At the end of the day, though, I realized that I wanted to be the one to do the noble work of distressing a jean jacket. And that nobody, no matter how handsome their jackets are, can do it for me.
Chapter 2: To Levi’s or Not to Levi’s, That Is at the Very Least a Question
When it comes to the jean jacket, particularly the relatively affordable jean jacket, it’s hard not to consider Levi’s regular line first*. They’re timeless, yet fresh. Not cheap, but not too expensive either. There’s variety. And their commercials make me want to dance in a dive bar to a doo-wop song some mysterious girl with blue-streaked hair threw on the jukebox with a dog-eared copy of Leaves of Grass stuffed un-ironically into my back pocket. They’re pretty much the standard. Nobody would give you shit for wearing a basic, non-vintage or specialty-line or collaborative Levi’s jean jacket—not that anyone would give you shit for wearing a non-Levi’s jean jacket—but nobody would be like, “Sick jean jacket” about your Levi’s jean jacket, either. Did I want someone to nod slyly and comment “sick jean jacket” to me? Or did that not matter? Coincidentally, purchasing a Levi’s jean jacket, a perhaps timeworn symbol of ‘60s-era rebellion and non-conformity, took on the slick texture of conformity.
I decided to put these messier questions that really shouldn’t pertain to buying a jean jacket aside and judge the Levi’s on the quality of the jackets themselves.
A few notable current offerings from their site*:
The Sherpa Trucker, $98 (more on this later)
I did like the Indigo, but nothing stopped me in my tracks. The search continues....
*Of course, there are more Levi’s jackets out there than the ones I've included, and way more than the ones just on their site. Both their Made & Crafted and Vintage lines are of a higher quality, and certainly pricier. They also do any number of high-fashion-y collabs (more on those below). This reproduction of a 1934 model, which I found on Unionmade, is a fucking gem, but it’ll cost you close to $400.
Interlude 2: A Debate with No One on Whether or Not to Get a Black Jean Jacket
The black jean jacket is kind of a statement piece.
But you can’t wear it with everything.
But it’s kind of rock n’ roll.
But it’s kind of too edgy.
But is it?
But don’t you have too much black in your wardrobe already?
But does the black jean jacket defeat the fundamental purpose of the jean jacket, as you conceive of it?
Chapter 3: A Legitimate Consideration of Washes, Graphics and Contrast Collars
Having dispensed with the black jean jacket—deciding, as it were, that it was a little bit too specific for what I imagine will be an everyday kind of jacket—I wanted to evaluate jean jackets of various light-washes, colors and out-there varieties—just to makes sure I didn’t miss anything before settling for something a bit more routine.
An editor of this very website, at my request, sent along some suggestions, one of which included this Stone Island brown denim jacket ($90)—which appealed greatly to my color palette and sense of wanting to lie down and completely blend into a ‘70s-era shag carpet.

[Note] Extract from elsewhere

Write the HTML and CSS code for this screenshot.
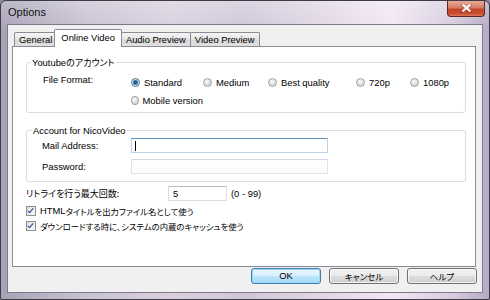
FILE: index.html
```html
<!DOCTYPE html>
<html lang="ja">
<head>
    <meta charset="UTF-8">
    <meta name="viewport" content="width=device-width, initial-scale=1.0">
    <title>Options</title>
    <link rel="stylesheet" href="styles.css">
</head>
<body>
    <div class="window">
        <div class="titlebar">
            <span class="title">Options</span>
            <button class="close-button">
                <svg width="11" height="9" viewBox="0 0 11 9">
                    <path d="M1.5 1 L9.5 8 M9.5 1 L1.5 8" stroke="#5a2018" stroke-width="3" stroke-linecap="round" opacity="0.35"/>
                    <path d="M1.5 0.5 L9.5 7.5 M9.5 0.5 L1.5 7.5" stroke="#fff" stroke-width="2.2"/>
                </svg>
            </button>
        </div>
        <div class="client">
            <div class="tabs">
                <div class="tab">General</div>
                <div class="tab active">Online Video</div>
                <div class="tab">Audio Preview</div>
                <div class="tab">Video Preview</div>
            </div>
            <div class="panel">
                <fieldset class="group youtube">
                    <legend>Youtube<span class="ja">のアカウント</span></legend>
                    <div class="format-row">
                        <span class="field-label">File Format:</span>
                        <div class="radios">
                            <label class="radio checked"><span class="dot"></span>Standard</label>
                            <label class="radio"><span class="dot"></span>Medium</label>
                            <label class="radio"><span class="dot"></span>Best quality</label>
                            <label class="radio"><span class="dot"></span>720p</label>
                            <label class="radio"><span class="dot"></span>1080p</label>
                            <label class="radio"><span class="dot"></span>Mobile version</label>
                        </div>
                    </div>
                </fieldset>
                <fieldset class="group nico">
                    <legend>Account for NicoVideo</legend>
                    <div class="input-row">
                        <span class="field-label">Mail Address:</span>
                        <div class="textbox focused"><span class="caret"></span></div>
                    </div>
                    <div class="input-row">
                        <span class="field-label">Password:</span>
                        <div class="textbox disabled"></div>
                    </div>
                </fieldset>
                <div class="retry-row">
                    <span class="retry-label ja">リトライを行う最大回数:</span>
                    <div class="textbox small">5</div>
                    <span class="range">(0 - 99)</span>
                </div>
                <label class="check"><span class="box"></span>HTML<span class="ja">タイトルを出力ファイル名として使う</span></label>
                <label class="check"><span class="box"></span><span class="ja">ダウンロードする時に、システムの内蔵のキャッシュを使う</span></label>
            </div>
            <div class="buttons">
                <button class="button default">OK</button>
                <button class="button"><span class="ja">キャンセル</span></button>
                <button class="button"><span class="ja">ヘルプ</span></button>
            </div>
        </div>
    </div>
</body>
</html>
```

FILE: styles.css
```css
body {
    margin: 0;
    padding: 0;
    width: 490px;
    height: 300px;
    overflow: hidden;
    font-family: 'Liberation Sans', 'Noto Sans CJK JP', sans-serif;
    font-size: 9.4px;
    color: #000;
    background: #8d8a98;
}
.ja {
    font-family: 'Noto Sans CJK JP', sans-serif;
    font-size: 9px;
    font-feature-settings: "palt";
}
.window {
    width: 490px;
    height: 300px;
    box-sizing: border-box;
    border: 1px solid #3e3a48;
    border-radius: 6px 6px 2px 2px;
    background:
        linear-gradient(to bottom, rgba(255, 255, 255, 0.25), rgba(255, 255, 255, 0) 30px),
        linear-gradient(to right, #a8a2b6 0%, #c9c3d3 18%, #d9cfdf 35%, #cfc7d8 50%, #e6dbe9 70%, #f1e7f3 80%, #d8cde0 92%, #b5abc3 100%);
    display: flex;
    flex-direction: column;
}
.titlebar {
    height: 23px;
    display: flex;
    justify-content: space-between;
    align-items: flex-start;
}
.title {
    font-family: 'Liberation Sans', sans-serif;
    font-size: 11px;
    margin: 5px 0 0 7px;
    color: #111;
}
.close-button {
    width: 38px;
    height: 16px;
    margin: 0 4px 0 0;
    padding: 0;
    border: 1px solid #5c2a22;
    border-top: none;
    border-radius: 0 0 4px 4px;
    background: linear-gradient(to bottom, #e8a896 0%, #d67c66 45%, #c4432a 55%, #cc4e32 85%, #de7a5c 100%);
    display: flex;
    align-items: center;
    justify-content: center;
}
.client {
    margin: 0 6px 0 6px;
    height: 269px;
    box-sizing: border-box;
    border: 1px solid #7e7a8a;
    background: #f0f0f0;
    padding: 4px 5px 0 4px;
    display: flex;
    flex-direction: column;
}
.tabs {
    display: flex;
    align-items: flex-end;
    height: 17px;
    margin-left: 2px;
    position: relative;
    z-index: 1;
}
.tab {
    height: 14px;
    box-sizing: border-box;
    border: 1px solid #898c95;
    border-bottom: none;
    margin-right: -1px;
    padding: 0 4px;
    line-height: 13px;
    background: linear-gradient(to bottom, #f6f6f6, #e4e4e4 50%, #d9d9d9 51%, #e0e0e0);
    border-radius: 2px 2px 0 0;
}
.tab.active {
    height: 18px;
    margin: 0 -1px -1px -2px;
    padding: 0 6px;
    background: #fff;
    line-height: 15px;
    position: relative;
}
.panel {
    width: 464px;
    height: 221px;
    box-sizing: border-box;
    border: 1px solid #898c95;
    background: #fff;
    padding: 10px 9px 0 13px;
}
.group {
    margin: 0;
    border: 1px solid #d5dfe5;
    border-radius: 3px;
    box-shadow: inset 1px 1px 0 #fff;
}
.group legend {
    padding: 0 1px;
    line-height: 11px;
}
.youtube {
    padding: 6px 0 3px 16px;
}
.youtube legend {
    margin-left: -12px;
}
.format-row {
    display: flex;
}
.field-label {
    width: 88px;
    line-height: 11px;
    flex-shrink: 0;
}
.radios {
    display: grid;
    grid-template-columns: 72px 65px 88px 54px 50px;
    grid-auto-rows: 18px;
    margin-top: -1px;
}
.radio {
    display: flex;
    align-items: center;
    white-space: nowrap;
}
.dot {
    width: 9px;
    height: 9px;
    box-sizing: border-box;
    border-radius: 50%;
    border: 1px solid #a3a3a3;
    background: radial-gradient(circle at 40% 35%, #fbfbfb, #d4d4d4 70%, #c6c6c6);
    margin-right: 4px;
}
.radio.checked .dot {
    border-color: #5d7384;
    background: radial-gradient(circle, #1c5180 0, #2a73a8 2px, #cfe3f2 3px, #e8f1f8 4px);
}
.nico {
    margin-top: 12px;
    padding: 2px 0 7px 15px;
}
.nico legend {
    margin-left: -10px;
}
.input-row {
    display: flex;
    align-items: center;
    height: 15px;
}
.input-row + .input-row {
    margin-top: 6px;
}
.input-row .field-label {
    width: 89px;
}
.textbox {
    width: 197px;
    height: 15px;
    box-sizing: border-box;
    border: 1px solid #d8dde4;
    border-top-color: #b8bcc4;
    background: #fff;
    display: flex;
    align-items: center;
    padding-left: 3px;
}
.textbox.focused {
    border-color: #b8d3ea;
    border-top-color: #5c93bf;
}
.textbox.disabled {
    border-color: #e0e4ea;
    border-top-color: #d4d8de;
    background: #fdfdfd;
}
.caret {
    width: 1px;
    height: 10px;
    background: #000;
}
.retry-row {
    display: flex;
    align-items: center;
    height: 15px;
    margin-top: 4px;
}
.retry-label {
    width: 142px;
}
.textbox.small {
    width: 59px;
    padding-left: 4px;
}
.range {
    margin-left: 4px;
}
.check {
    display: flex;
    align-items: center;
    height: 15px;
    white-space: nowrap;
}
.check .ja {
    font-size: 8.4px;
}
.retry-row + .check {
    margin-top: 2px;
}
.box {
    width: 10px;
    height: 10px;
    box-sizing: border-box;
    border: 1px solid #8f8f8f;
    background: linear-gradient(135deg, #dcdcdc, #fafafa);
    margin-right: 4px;
    position: relative;
}
.box::after {
    content: "";
    position: absolute;
    left: 2px;
    top: 0px;
    width: 2px;
    height: 5px;
    border: solid #2b4a8a;
    border-width: 0 1.6px 1.6px 0;
    transform: rotate(40deg);
}
.buttons {
    display: flex;
    justify-content: flex-end;
    gap: 8px;
    margin-top: 1px;
}
.button {
    width: 70px;
    height: 16px;
    padding: 0;
    border: 1px solid #707070;
    border-radius: 3px;
    background: linear-gradient(to bottom, #f2f2f2, #ebebeb 48%, #dddddd 52%, #cfcfcf);
    box-shadow: inset 0 0 0 1px rgba(255, 255, 255, 0.7);
    font-family: 'Liberation Sans', 'Noto Sans CJK JP', sans-serif;
    font-size: 9.4px;
    color: #000;
    line-height: 14px;
}
.button .ja {
    font-size: 8.5px;
}
.button.default {
    border-color: #3c7fb1;
    background: linear-gradient(to bottom, #eaf6fd, #d9f0fc 48%, #bee6fd 52%, #a7d9f5);
    box-shadow: inset 0 0 0 1px #9ad8f8;
}
```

I never thought white denim would be for me—I imagine myself getting into too many spring-related tousles on grassy knolls and the like to keep it clean; jk, I just don’t think I could pull it off—but even I had to admit this one, from Rag & Bone ($295), with the black buttons, might be worth the attempt.
I’ve gone back and forth on the light-wash denim. I recently picked up my first pair of light-wash jeans, mostly as a reaction to always wearing darker pairs, but I don’t know if I’m quite ready to adapt that mentality to the jacket. I’m a first timer here; however, I can imagine my future, wealthier, more self-confident self wearing this bad boy from AMI ($335).

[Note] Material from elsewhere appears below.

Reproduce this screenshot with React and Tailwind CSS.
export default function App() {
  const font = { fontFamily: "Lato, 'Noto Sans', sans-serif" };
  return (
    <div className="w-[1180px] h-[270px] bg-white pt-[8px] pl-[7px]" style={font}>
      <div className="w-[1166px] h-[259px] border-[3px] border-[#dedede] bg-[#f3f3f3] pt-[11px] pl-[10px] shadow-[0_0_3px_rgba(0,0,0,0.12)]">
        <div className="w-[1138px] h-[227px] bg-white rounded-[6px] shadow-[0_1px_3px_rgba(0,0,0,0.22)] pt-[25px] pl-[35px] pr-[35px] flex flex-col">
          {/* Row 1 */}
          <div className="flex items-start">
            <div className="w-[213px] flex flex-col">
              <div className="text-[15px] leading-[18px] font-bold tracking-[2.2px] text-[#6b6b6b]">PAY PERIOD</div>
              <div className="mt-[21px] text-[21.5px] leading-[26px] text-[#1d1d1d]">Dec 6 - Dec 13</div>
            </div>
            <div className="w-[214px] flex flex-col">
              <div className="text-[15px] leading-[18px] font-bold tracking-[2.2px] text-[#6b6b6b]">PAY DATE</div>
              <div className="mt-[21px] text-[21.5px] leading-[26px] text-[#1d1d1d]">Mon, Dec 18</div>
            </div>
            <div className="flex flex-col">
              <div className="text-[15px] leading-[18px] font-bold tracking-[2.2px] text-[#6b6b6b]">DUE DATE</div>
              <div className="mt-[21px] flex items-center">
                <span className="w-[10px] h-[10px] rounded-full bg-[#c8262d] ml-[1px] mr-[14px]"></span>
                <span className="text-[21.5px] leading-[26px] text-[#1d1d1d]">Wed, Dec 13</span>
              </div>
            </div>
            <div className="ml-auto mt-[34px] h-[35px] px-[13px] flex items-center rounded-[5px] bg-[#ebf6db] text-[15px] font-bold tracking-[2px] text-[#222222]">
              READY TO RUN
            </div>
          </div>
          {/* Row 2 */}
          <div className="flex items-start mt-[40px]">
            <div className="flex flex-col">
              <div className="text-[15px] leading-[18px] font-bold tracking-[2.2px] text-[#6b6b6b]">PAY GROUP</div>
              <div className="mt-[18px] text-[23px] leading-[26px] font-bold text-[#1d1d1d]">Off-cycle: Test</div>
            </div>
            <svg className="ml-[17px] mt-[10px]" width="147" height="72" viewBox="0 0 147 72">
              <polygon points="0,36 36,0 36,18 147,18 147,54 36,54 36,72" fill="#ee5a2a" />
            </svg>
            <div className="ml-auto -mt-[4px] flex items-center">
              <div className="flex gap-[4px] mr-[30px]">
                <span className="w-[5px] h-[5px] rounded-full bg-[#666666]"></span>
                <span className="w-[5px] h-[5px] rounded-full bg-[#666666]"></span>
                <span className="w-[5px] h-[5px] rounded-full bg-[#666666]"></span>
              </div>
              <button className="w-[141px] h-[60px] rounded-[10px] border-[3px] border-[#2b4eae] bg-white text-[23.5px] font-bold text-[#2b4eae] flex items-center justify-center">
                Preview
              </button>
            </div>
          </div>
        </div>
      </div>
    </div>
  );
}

Something about me is inexplicably drawn to the shearling collar jean jacket concept. But I think, at the end of the day, the look is better reserved for the flight jacket. And I don’t know if I have the budget for two. This one from Levi’s ($70), though, is probably what I’d go with.
I love the contrast collar on this A.P.C. number ($370), and the Japanese stonewashed denim. But something about it also taints the purity of the jean jacket for me. And I'm nothing if not a jean jacket purist, despite not currently owning one.
Herewith, a few truly boisterous options I kind of love and kind of hate but also just can’t imagine wearing in real life as hard as I try.
Chapter 4: Just Keep It Simple aka This Isn't Life or Death, It's Just a Jean Jacket
After throwing up a hail mary on the unorthodox jean jackets, I decided that if I were ever going to find the perfect jean jacket, I’d need to keep things simple—to go with my gut. And my gut was telling me, “Go with something dark, maybe indigo,” as well as: “I'm really tired of looking at jean jackets.” I’d explored so many other options, enough to know what I didn’t want, couldn’t afford, couldn’t pull or simply wasn’t ready for—physically, mentally, emotionally, sartorially, sexually(?).
That’s how I ended up here, at Todd Snyder—one of my favorite menswear brands, but one from which I own very few pieces—with a pricey, but not-outrageously-pricey Made in Los Angeles Denim Jacket, made from old-school US denim, with a classy indigo rinse. It’s versatile. It’s well-constructed. It’s the right fit. It'll probably (hopefully) be on sale sometime in the near future. And it’s something I can imagine wearing, if not on a daily basis, then at least several times a week this spring.